TASK GOAL → Filter out everything except lines holding "full".

-- START GIVEN DATA --

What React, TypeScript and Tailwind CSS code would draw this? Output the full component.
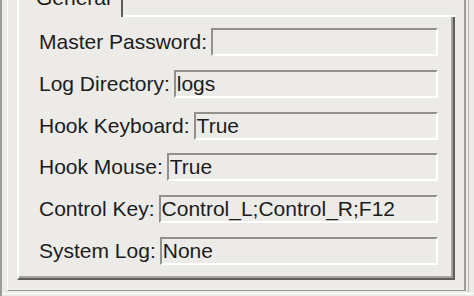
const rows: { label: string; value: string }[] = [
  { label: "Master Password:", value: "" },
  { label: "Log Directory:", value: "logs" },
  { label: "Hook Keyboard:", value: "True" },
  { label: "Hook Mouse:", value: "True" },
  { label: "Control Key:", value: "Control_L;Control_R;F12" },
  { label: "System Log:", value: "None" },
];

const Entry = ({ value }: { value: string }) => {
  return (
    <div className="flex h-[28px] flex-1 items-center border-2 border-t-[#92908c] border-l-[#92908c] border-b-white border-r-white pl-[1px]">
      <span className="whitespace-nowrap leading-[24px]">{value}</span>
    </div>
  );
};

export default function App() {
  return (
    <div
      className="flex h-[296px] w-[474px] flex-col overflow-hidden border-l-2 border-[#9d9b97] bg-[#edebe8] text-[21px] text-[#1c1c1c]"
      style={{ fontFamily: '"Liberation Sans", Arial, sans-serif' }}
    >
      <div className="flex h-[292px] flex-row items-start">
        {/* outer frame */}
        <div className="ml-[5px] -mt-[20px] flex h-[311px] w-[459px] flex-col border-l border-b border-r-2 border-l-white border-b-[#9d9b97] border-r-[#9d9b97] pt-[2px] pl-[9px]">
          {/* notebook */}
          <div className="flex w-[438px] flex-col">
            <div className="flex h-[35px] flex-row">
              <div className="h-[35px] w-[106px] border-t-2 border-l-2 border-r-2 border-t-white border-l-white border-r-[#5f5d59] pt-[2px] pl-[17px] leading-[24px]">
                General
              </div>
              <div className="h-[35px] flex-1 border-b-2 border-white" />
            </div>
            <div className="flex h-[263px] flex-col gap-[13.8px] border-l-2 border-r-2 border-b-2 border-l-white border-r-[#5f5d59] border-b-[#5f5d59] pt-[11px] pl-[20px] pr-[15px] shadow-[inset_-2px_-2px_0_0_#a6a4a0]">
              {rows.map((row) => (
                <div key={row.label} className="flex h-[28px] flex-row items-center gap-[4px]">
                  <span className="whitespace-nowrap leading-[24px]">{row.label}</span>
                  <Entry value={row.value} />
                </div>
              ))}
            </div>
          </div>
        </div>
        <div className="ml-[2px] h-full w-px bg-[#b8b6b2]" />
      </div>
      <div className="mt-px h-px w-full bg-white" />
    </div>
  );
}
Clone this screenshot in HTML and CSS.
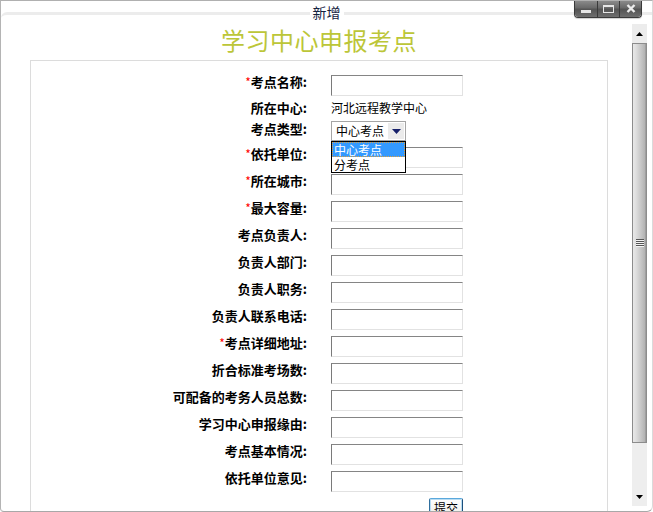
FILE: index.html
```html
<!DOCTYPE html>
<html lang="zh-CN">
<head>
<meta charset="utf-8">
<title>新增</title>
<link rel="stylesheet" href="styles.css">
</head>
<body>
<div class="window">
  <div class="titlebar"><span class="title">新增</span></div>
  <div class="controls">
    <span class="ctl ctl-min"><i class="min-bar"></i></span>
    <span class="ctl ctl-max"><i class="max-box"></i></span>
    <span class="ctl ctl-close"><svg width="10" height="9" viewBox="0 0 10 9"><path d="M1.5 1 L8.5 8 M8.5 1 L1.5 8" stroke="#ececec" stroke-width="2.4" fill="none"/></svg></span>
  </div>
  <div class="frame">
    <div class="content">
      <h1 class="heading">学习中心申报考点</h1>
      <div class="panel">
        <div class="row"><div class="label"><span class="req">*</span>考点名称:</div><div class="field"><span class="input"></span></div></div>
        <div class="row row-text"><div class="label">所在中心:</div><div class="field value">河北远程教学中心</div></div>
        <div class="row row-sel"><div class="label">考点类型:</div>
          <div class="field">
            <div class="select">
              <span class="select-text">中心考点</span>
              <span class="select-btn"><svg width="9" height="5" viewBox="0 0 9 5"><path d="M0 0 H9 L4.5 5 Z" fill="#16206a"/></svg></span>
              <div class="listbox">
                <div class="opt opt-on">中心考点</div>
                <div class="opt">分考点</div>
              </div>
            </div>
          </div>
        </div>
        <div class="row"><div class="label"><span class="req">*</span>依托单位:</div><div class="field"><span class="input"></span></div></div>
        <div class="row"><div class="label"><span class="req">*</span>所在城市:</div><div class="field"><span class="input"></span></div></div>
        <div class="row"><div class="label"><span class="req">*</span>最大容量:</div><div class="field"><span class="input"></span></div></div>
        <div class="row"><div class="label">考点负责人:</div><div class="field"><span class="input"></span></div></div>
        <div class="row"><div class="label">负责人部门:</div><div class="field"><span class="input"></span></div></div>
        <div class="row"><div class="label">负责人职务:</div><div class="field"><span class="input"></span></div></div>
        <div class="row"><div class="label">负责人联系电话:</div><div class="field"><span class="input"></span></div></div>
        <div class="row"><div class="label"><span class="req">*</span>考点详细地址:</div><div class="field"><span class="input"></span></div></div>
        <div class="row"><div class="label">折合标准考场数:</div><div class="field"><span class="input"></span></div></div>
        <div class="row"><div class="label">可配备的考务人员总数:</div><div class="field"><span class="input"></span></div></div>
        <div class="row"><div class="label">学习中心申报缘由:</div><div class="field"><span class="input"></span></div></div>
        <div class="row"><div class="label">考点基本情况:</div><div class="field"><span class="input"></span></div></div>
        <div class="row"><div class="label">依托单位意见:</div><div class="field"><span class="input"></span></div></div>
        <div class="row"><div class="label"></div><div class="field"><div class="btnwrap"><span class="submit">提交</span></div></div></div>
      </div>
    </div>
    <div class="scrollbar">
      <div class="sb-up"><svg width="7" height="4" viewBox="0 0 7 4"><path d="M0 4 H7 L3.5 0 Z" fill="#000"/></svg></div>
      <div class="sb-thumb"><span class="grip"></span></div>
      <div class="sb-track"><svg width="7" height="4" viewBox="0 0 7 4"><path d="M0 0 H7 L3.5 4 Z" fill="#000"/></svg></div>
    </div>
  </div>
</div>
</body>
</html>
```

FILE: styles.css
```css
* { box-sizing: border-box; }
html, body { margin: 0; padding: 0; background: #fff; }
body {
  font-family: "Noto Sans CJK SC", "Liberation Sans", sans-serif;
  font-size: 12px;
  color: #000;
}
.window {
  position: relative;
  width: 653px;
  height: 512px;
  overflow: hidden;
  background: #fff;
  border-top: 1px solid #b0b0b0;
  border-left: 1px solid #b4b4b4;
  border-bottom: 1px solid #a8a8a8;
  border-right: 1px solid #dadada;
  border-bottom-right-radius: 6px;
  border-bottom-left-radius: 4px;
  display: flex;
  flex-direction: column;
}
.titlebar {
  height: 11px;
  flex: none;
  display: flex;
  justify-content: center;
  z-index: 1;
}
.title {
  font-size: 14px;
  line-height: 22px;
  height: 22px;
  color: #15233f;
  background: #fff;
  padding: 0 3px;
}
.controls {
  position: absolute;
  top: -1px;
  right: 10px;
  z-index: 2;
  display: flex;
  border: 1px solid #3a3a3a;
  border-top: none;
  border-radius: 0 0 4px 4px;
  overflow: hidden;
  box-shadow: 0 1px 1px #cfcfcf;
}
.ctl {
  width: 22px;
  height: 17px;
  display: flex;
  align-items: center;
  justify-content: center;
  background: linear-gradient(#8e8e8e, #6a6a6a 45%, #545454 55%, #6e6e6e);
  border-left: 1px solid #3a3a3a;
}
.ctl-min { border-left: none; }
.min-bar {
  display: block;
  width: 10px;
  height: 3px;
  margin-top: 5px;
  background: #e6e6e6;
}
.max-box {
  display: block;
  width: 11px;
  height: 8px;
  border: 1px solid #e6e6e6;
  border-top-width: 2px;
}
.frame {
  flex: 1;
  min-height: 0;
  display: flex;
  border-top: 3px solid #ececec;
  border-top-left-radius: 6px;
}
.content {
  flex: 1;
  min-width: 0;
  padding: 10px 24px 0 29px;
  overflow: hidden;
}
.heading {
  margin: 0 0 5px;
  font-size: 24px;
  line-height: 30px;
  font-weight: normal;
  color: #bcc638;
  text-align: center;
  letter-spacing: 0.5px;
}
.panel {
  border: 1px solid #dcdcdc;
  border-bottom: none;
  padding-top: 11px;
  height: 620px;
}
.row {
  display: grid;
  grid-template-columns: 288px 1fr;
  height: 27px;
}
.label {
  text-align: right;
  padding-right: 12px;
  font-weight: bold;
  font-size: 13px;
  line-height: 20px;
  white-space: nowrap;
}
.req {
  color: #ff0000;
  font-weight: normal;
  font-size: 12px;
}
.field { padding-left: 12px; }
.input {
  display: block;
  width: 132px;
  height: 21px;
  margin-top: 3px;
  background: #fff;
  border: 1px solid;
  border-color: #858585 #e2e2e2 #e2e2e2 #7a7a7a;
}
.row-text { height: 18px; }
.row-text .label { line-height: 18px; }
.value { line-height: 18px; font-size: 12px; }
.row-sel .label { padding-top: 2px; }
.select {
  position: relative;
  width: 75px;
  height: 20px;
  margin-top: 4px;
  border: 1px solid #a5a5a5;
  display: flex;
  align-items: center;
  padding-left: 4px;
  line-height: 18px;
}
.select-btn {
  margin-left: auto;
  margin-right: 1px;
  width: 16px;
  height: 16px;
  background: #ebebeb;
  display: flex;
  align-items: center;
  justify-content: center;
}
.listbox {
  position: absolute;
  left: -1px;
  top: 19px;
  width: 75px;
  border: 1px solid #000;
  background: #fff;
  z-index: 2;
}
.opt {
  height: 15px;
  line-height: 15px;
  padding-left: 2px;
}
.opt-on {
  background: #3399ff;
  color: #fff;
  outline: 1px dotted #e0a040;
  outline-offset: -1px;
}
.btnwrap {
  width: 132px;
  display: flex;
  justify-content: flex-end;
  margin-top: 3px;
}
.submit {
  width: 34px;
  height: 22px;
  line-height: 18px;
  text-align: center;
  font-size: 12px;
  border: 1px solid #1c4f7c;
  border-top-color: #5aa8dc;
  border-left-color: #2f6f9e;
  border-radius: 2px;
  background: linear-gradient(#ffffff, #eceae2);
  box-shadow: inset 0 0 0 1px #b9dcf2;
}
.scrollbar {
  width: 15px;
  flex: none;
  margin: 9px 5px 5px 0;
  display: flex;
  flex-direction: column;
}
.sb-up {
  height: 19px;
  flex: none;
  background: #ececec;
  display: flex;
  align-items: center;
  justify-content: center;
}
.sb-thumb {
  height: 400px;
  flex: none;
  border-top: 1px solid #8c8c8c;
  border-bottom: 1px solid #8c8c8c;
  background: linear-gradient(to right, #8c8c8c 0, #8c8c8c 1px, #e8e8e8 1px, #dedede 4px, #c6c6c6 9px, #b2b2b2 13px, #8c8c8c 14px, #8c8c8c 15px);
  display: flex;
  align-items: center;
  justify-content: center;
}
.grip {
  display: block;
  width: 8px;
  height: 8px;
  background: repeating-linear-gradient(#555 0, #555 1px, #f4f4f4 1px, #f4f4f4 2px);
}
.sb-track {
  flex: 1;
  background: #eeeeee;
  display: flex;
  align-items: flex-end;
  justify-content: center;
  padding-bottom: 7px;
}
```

-- END GIVEN DATA --

EXPECTED ANSWER →
What React, TypeScript and Tailwind CSS code would draw this? Output the full component.
        <div className="ml-[2px] h-full w-px bg-[#b8b6b2]" />
      <div className="mt-px h-px w-full bg-white" />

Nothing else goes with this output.